Service is casual but friendly; everyone makes an extroverted effort to be happy (after all, it's a joyride, right?) and Joyride welcomes diners of all ages, making a special effort with kids. I expected our hipster server to groan at my table of two kids but, instead, he made a special point of welcoming them and even had the smarts to spell out "d-e-s-s-e-r-t" instead of offering it overtly.

And you'd be wise to order dessert, with or without kids in tow. The churros con chocolate were no better than what you get at Chase Field, but the Mo's Definitely is a must-order. Kudos to whoever had the wisdom to combine housemade vanilla pudding with caramel sauce, bananas, salted pecans, and a crunchy cookie crust and put it in a glass jar. I wanted seconds.

Befitting a restaurant where the vibe seems to outshine the food, drinks are not an afterthought. Aguas frescas can be ordered with or without a variety of alcohol options, and while the cucumber mint was too viscous for my tastes, the almond horchata was perfectly balanced, and the strawberry tasted freshly picked. The cocktail renaissance is already well understood by the powers that be at Upward Projects, and the cocteles quickly make you forget the lackluster food at Joyride. The Mazatlan Mule is a potent combination of tequila, passion fruit, ginger beer, and bitters — sweet but not cloying. The cucumber serrano packs some heat from fresh serrano chiles that sneak up on your palate after the cucumber and green tea flavors subside.

And there's always cerveza, available by the glass, pint, or pitcher. Although craft beers from SanTan, Four Peaks, and Deschutes are available, it's hard to beat Negra Modelo on draft.

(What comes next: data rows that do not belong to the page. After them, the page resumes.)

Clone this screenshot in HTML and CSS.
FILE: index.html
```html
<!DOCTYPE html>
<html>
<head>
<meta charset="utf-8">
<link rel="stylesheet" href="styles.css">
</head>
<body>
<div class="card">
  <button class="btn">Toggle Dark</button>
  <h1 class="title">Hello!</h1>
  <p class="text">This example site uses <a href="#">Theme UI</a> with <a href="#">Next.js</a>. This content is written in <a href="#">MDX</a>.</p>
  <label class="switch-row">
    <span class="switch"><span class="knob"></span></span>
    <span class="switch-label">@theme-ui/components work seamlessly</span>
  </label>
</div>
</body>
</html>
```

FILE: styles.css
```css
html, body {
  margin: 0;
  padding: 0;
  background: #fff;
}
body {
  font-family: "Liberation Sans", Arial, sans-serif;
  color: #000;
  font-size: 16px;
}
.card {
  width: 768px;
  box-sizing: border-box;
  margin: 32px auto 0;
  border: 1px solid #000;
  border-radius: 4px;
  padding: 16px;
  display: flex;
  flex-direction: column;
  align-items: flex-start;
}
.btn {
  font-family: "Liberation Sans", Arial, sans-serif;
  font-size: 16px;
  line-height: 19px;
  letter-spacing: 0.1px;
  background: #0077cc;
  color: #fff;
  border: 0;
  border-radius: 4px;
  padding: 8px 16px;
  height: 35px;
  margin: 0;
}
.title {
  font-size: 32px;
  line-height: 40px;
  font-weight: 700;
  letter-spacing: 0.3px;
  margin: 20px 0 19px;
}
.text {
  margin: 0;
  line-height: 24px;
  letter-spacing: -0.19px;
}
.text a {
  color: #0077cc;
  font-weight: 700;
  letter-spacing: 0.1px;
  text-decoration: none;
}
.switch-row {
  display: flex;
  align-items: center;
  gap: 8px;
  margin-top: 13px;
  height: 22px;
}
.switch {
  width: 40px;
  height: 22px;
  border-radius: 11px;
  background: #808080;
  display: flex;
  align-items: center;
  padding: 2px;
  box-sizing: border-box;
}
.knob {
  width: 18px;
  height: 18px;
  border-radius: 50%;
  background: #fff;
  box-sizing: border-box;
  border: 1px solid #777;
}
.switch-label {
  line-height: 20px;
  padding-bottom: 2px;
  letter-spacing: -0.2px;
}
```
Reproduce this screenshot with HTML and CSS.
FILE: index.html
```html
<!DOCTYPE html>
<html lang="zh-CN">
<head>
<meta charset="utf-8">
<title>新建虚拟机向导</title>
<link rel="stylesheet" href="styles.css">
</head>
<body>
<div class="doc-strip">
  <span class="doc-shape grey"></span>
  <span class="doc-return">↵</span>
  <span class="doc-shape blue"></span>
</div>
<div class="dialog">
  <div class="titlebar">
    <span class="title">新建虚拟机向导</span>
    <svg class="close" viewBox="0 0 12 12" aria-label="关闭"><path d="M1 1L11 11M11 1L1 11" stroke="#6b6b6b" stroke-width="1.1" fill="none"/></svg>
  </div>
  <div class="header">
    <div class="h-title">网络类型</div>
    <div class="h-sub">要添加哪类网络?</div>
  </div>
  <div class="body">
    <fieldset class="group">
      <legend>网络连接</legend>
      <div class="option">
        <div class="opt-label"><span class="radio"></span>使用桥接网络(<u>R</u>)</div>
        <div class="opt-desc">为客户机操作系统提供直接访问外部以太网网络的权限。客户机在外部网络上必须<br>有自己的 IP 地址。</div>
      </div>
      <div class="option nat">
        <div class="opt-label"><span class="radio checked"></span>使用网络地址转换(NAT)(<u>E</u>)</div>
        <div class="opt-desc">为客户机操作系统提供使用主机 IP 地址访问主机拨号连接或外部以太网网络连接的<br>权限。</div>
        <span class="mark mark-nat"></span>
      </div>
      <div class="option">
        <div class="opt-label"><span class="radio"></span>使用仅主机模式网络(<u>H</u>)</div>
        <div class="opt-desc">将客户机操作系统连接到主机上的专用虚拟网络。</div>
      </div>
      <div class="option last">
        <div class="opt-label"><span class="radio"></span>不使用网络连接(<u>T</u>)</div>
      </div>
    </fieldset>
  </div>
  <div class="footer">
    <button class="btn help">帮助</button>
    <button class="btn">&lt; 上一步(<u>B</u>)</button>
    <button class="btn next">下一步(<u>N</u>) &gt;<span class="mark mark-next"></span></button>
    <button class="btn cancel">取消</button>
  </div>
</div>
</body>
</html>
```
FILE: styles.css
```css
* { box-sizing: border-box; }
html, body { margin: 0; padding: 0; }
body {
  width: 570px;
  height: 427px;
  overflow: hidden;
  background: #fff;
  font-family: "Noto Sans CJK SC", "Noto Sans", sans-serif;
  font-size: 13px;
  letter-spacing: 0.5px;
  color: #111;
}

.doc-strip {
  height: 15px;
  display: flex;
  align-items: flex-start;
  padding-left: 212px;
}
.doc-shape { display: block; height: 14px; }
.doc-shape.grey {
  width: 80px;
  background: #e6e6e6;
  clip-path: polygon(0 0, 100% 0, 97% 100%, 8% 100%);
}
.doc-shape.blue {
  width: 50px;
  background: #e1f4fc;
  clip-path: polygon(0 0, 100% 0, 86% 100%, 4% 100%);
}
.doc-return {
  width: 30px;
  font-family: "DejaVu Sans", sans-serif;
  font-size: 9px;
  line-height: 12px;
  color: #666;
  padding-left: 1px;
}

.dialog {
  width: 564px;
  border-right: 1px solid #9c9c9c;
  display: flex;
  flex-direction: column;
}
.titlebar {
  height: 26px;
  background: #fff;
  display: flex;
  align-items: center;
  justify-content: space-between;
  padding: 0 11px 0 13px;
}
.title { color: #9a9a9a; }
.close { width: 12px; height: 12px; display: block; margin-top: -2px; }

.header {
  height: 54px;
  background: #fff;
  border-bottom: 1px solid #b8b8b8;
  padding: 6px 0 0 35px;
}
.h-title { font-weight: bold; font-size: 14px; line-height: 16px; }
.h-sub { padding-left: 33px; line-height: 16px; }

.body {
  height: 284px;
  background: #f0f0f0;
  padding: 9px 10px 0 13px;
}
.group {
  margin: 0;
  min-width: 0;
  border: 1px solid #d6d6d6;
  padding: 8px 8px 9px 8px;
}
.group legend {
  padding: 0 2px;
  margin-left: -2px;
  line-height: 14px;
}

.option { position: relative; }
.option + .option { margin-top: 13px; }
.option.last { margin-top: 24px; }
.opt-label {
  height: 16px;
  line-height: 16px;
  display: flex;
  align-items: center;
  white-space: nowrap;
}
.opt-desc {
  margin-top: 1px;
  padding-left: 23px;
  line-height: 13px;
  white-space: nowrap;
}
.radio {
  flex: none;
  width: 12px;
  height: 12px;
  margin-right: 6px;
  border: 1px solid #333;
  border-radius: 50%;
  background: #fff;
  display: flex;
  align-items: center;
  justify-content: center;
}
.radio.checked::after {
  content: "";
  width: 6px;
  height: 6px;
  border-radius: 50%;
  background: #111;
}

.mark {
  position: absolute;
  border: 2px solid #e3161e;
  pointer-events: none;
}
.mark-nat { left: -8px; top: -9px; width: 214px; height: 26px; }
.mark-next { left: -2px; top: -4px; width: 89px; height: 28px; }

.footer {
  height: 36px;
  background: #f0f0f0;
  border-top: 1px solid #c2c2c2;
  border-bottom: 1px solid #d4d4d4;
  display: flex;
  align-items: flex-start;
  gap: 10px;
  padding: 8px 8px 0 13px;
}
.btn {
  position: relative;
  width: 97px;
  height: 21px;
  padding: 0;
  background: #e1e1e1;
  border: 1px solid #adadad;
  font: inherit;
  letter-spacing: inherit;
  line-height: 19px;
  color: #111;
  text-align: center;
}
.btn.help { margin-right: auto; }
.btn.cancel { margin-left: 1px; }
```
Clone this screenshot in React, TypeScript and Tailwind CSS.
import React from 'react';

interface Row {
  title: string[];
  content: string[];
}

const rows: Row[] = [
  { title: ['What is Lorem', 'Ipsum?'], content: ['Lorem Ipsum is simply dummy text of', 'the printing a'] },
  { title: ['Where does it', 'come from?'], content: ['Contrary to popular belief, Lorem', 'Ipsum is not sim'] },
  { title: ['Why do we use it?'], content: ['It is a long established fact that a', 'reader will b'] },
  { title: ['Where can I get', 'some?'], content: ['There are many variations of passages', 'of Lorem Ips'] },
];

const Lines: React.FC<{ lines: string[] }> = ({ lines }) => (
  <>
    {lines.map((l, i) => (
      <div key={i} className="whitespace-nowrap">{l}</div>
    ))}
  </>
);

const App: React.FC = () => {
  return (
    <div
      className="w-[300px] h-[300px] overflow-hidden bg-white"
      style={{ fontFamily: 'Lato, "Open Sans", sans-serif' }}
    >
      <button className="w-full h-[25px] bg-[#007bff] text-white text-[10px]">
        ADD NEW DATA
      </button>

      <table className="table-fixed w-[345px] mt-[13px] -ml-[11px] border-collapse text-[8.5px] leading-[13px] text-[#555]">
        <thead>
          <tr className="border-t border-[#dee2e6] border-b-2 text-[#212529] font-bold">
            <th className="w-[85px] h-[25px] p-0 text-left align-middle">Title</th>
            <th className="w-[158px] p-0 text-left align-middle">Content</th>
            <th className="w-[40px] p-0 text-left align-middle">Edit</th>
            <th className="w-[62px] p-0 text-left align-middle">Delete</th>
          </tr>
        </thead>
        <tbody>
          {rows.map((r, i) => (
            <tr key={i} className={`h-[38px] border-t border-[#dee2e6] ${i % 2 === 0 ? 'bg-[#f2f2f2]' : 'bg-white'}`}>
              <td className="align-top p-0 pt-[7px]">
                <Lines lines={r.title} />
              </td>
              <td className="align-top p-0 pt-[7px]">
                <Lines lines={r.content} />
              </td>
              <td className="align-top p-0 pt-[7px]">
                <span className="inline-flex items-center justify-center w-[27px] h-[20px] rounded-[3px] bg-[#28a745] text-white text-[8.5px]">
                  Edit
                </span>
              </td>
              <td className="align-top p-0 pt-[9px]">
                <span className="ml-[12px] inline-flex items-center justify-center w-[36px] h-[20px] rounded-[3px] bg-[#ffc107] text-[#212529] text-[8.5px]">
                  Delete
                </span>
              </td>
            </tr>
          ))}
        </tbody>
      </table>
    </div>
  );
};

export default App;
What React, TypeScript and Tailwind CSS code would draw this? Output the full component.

If I sound lukewarm on Joyride Tacos, it's because I am. At nearly every juncture, I found myself disappointed with a lack of flavor and execution. I kept hoping I'd find something worth raving about, something that lived up to the name. I never found it in the food, but it's hard to deny that Joyride delivers a good time.

Does the food at Joyride live up to the name? Negativo. But that's not to say you can't still enjoy the ride.